→ **WHAT THIS TASK INVOLVES**
Nothing outside the lines from the one containing "Clone this screenshot in Vue" through the one containing "</template>" should be copied, and no pictures either. Copy those lines exactly.

→ **DATA ENTRIES**

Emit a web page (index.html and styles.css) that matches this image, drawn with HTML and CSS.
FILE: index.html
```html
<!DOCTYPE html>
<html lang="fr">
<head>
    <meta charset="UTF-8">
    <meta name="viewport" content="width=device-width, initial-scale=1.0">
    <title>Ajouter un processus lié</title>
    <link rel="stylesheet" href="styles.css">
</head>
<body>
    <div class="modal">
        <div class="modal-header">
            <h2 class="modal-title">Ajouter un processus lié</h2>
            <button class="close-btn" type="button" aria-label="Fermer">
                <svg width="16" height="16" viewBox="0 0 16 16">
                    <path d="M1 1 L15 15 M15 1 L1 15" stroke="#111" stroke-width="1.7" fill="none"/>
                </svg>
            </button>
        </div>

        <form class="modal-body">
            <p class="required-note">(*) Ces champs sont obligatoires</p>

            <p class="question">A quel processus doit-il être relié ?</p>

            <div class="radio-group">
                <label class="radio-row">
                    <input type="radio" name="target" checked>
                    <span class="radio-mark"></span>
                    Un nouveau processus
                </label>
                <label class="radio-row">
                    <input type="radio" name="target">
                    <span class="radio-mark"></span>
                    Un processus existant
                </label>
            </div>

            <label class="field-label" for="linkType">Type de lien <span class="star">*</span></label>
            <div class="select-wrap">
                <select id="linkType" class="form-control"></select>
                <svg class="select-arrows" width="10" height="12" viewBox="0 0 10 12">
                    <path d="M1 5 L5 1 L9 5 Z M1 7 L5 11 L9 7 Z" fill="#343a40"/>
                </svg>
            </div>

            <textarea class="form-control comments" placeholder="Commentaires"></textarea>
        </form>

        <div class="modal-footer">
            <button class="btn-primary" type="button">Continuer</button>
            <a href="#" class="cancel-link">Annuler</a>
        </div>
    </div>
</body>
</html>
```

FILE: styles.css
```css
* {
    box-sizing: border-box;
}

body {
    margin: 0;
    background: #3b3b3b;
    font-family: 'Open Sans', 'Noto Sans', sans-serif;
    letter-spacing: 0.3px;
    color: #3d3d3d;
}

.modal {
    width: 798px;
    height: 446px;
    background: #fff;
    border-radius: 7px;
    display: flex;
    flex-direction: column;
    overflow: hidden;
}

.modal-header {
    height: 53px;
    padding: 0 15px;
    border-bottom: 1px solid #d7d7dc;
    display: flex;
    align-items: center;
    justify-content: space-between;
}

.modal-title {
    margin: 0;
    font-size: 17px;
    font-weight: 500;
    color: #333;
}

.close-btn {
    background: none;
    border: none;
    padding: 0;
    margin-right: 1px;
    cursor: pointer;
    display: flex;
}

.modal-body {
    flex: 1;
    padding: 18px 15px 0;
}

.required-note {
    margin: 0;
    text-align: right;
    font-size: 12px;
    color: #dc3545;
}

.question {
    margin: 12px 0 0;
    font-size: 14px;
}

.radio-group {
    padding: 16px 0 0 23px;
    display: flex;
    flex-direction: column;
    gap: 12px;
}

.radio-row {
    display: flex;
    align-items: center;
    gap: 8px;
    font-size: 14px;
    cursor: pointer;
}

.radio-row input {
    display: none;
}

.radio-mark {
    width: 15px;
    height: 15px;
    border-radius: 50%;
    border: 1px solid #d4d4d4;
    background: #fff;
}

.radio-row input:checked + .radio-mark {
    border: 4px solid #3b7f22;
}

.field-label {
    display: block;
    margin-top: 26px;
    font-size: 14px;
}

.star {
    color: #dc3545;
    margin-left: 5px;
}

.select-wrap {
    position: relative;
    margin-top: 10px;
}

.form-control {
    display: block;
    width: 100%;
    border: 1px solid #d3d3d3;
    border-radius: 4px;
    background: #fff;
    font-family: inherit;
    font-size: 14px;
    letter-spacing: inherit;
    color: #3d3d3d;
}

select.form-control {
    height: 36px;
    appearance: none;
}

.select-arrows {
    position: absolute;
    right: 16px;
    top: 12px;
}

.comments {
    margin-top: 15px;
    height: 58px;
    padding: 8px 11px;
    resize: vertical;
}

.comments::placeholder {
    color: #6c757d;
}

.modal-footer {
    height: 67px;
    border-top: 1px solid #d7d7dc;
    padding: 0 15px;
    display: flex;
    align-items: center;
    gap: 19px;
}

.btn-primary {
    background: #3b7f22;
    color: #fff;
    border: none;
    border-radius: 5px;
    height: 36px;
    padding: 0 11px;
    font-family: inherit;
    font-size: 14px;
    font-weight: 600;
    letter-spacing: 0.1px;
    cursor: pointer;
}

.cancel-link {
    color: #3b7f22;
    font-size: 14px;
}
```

---

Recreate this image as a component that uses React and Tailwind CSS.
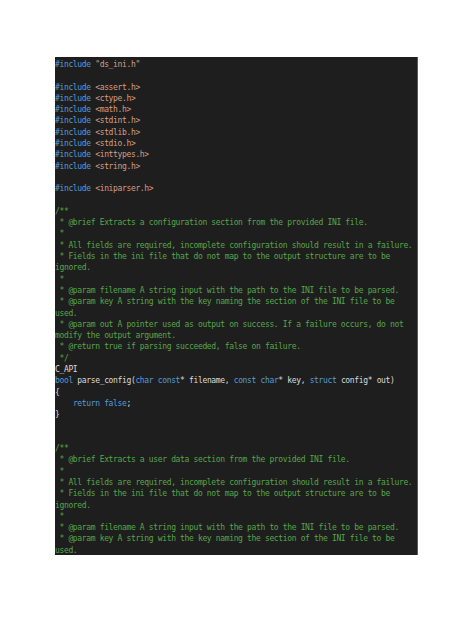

* * *

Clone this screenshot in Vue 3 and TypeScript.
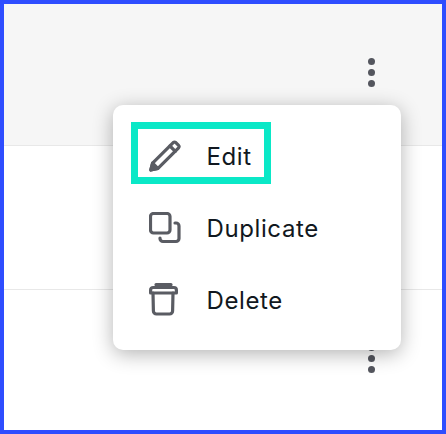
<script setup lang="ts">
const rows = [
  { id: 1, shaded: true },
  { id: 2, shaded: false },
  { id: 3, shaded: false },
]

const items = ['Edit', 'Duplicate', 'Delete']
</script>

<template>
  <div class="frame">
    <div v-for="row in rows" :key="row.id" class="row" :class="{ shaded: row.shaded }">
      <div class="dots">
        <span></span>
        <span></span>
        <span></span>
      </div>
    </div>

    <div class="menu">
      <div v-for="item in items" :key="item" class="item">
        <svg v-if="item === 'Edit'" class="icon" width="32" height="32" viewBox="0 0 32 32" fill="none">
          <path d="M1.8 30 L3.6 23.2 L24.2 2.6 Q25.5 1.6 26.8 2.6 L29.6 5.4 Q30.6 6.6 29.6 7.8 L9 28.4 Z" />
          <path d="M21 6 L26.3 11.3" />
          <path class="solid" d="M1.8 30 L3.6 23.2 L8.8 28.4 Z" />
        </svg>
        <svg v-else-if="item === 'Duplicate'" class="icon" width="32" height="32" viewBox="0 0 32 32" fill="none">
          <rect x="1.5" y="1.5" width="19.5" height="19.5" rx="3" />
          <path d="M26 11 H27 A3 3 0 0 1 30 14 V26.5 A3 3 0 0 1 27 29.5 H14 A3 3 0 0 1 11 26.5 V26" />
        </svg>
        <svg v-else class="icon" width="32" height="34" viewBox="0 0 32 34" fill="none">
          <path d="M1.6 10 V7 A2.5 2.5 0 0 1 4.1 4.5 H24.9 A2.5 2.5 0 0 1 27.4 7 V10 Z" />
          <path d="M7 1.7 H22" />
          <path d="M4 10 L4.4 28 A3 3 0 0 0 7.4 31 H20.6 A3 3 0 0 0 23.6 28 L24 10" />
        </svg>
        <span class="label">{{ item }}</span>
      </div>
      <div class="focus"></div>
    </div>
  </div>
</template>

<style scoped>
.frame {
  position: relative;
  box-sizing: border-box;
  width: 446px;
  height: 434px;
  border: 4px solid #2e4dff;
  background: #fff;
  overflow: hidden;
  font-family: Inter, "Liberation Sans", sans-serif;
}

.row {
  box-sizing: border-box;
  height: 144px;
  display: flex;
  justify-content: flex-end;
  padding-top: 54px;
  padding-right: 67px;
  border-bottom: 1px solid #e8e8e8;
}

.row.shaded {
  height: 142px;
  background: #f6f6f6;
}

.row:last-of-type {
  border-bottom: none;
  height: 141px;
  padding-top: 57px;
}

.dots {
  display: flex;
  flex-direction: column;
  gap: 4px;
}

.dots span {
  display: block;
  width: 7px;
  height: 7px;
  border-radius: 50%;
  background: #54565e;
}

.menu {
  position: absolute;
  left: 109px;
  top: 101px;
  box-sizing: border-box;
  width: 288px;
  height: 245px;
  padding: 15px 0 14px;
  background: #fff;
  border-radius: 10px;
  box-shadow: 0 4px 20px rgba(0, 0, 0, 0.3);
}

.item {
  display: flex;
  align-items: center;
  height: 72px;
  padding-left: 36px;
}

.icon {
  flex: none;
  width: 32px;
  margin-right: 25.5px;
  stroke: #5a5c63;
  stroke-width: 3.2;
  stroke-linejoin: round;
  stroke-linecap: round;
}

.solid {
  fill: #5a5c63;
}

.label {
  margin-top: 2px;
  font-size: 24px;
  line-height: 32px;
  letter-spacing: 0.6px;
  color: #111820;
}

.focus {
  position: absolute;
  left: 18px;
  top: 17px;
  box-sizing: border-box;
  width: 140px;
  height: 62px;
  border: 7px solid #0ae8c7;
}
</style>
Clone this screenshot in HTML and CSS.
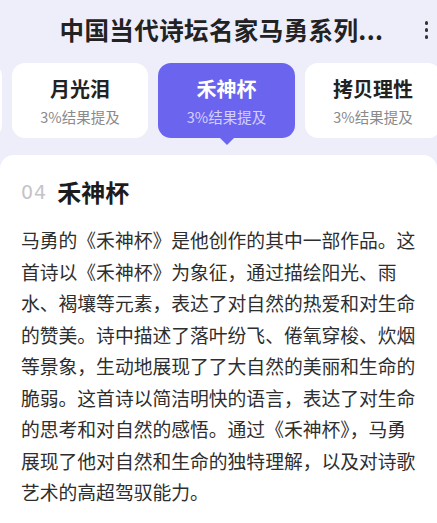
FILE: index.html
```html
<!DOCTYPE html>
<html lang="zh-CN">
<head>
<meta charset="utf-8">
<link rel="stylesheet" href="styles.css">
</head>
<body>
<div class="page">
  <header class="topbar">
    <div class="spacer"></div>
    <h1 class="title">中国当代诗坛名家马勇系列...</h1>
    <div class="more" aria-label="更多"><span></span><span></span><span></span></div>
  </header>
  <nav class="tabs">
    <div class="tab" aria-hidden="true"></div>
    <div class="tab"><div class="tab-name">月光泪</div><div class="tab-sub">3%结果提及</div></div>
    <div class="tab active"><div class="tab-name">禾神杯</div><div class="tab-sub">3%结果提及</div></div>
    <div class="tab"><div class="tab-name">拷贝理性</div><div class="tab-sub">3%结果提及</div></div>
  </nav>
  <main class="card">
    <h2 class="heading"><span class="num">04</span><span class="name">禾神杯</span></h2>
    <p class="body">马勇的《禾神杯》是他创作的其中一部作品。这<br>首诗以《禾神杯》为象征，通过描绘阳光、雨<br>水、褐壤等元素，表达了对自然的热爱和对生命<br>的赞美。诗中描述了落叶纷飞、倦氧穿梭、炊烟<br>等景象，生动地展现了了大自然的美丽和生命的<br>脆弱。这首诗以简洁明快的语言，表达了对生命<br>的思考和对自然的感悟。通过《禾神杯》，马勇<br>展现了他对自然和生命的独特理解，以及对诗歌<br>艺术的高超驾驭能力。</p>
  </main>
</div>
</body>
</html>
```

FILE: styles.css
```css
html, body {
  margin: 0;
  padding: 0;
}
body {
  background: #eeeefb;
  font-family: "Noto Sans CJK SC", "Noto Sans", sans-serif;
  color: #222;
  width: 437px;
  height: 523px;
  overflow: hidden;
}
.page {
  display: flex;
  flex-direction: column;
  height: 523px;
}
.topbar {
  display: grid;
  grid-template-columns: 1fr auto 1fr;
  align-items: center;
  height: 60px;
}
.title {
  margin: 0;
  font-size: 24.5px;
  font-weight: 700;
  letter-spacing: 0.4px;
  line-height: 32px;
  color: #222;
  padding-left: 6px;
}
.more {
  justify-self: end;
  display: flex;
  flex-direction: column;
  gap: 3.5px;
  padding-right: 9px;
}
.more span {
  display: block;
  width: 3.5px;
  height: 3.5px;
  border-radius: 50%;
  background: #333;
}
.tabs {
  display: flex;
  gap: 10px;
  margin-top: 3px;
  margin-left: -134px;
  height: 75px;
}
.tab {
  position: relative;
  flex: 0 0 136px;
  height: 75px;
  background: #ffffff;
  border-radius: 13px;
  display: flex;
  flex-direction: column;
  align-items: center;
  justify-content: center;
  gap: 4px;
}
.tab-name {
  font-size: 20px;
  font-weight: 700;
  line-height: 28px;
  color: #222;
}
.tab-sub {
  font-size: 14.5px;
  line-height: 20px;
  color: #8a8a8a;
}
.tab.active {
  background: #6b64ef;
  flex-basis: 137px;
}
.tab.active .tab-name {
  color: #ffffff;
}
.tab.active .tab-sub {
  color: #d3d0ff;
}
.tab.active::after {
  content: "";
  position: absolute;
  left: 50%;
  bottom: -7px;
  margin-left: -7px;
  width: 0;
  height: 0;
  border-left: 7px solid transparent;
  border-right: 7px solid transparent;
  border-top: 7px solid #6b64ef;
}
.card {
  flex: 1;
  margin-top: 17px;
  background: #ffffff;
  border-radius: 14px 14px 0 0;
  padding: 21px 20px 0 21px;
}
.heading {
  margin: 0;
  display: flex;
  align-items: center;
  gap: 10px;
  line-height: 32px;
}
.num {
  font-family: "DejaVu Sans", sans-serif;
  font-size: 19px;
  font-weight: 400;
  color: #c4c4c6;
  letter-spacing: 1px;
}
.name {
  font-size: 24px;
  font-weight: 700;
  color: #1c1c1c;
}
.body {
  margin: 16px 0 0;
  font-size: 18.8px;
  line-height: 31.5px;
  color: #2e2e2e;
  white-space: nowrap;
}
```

→ **RESULT**
Clone this screenshot in Vue 3 and TypeScript.
<script setup lang="ts">
const rows = [
  { id: 1, shaded: true },
  { id: 2, shaded: false },
  { id: 3, shaded: false },
]

const items = ['Edit', 'Duplicate', 'Delete']
</script>

<template>
  <div class="frame">
    <div v-for="row in rows" :key="row.id" class="row" :class="{ shaded: row.shaded }">
      <div class="dots">
        <span></span>
        <span></span>
        <span></span>
      </div>
    </div>

    <div class="menu">
      <div v-for="item in items" :key="item" class="item">
        <svg v-if="item === 'Edit'" class="icon" width="32" height="32" viewBox="0 0 32 32" fill="none">
          <path d="M1.8 30 L3.6 23.2 L24.2 2.6 Q25.5 1.6 26.8 2.6 L29.6 5.4 Q30.6 6.6 29.6 7.8 L9 28.4 Z" />
          <path d="M21 6 L26.3 11.3" />
          <path class="solid" d="M1.8 30 L3.6 23.2 L8.8 28.4 Z" />
        </svg>
        <svg v-else-if="item === 'Duplicate'" class="icon" width="32" height="32" viewBox="0 0 32 32" fill="none">
          <rect x="1.5" y="1.5" width="19.5" height="19.5" rx="3" />
          <path d="M26 11 H27 A3 3 0 0 1 30 14 V26.5 A3 3 0 0 1 27 29.5 H14 A3 3 0 0 1 11 26.5 V26" />
        </svg>
        <svg v-else class="icon" width="32" height="34" viewBox="0 0 32 34" fill="none">
          <path d="M1.6 10 V7 A2.5 2.5 0 0 1 4.1 4.5 H24.9 A2.5 2.5 0 0 1 27.4 7 V10 Z" />
          <path d="M7 1.7 H22" />
          <path d="M4 10 L4.4 28 A3 3 0 0 0 7.4 31 H20.6 A3 3 0 0 0 23.6 28 L24 10" />
        </svg>
        <span class="label">{{ item }}</span>
      </div>
      <div class="focus"></div>
    </div>
  </div>
</template>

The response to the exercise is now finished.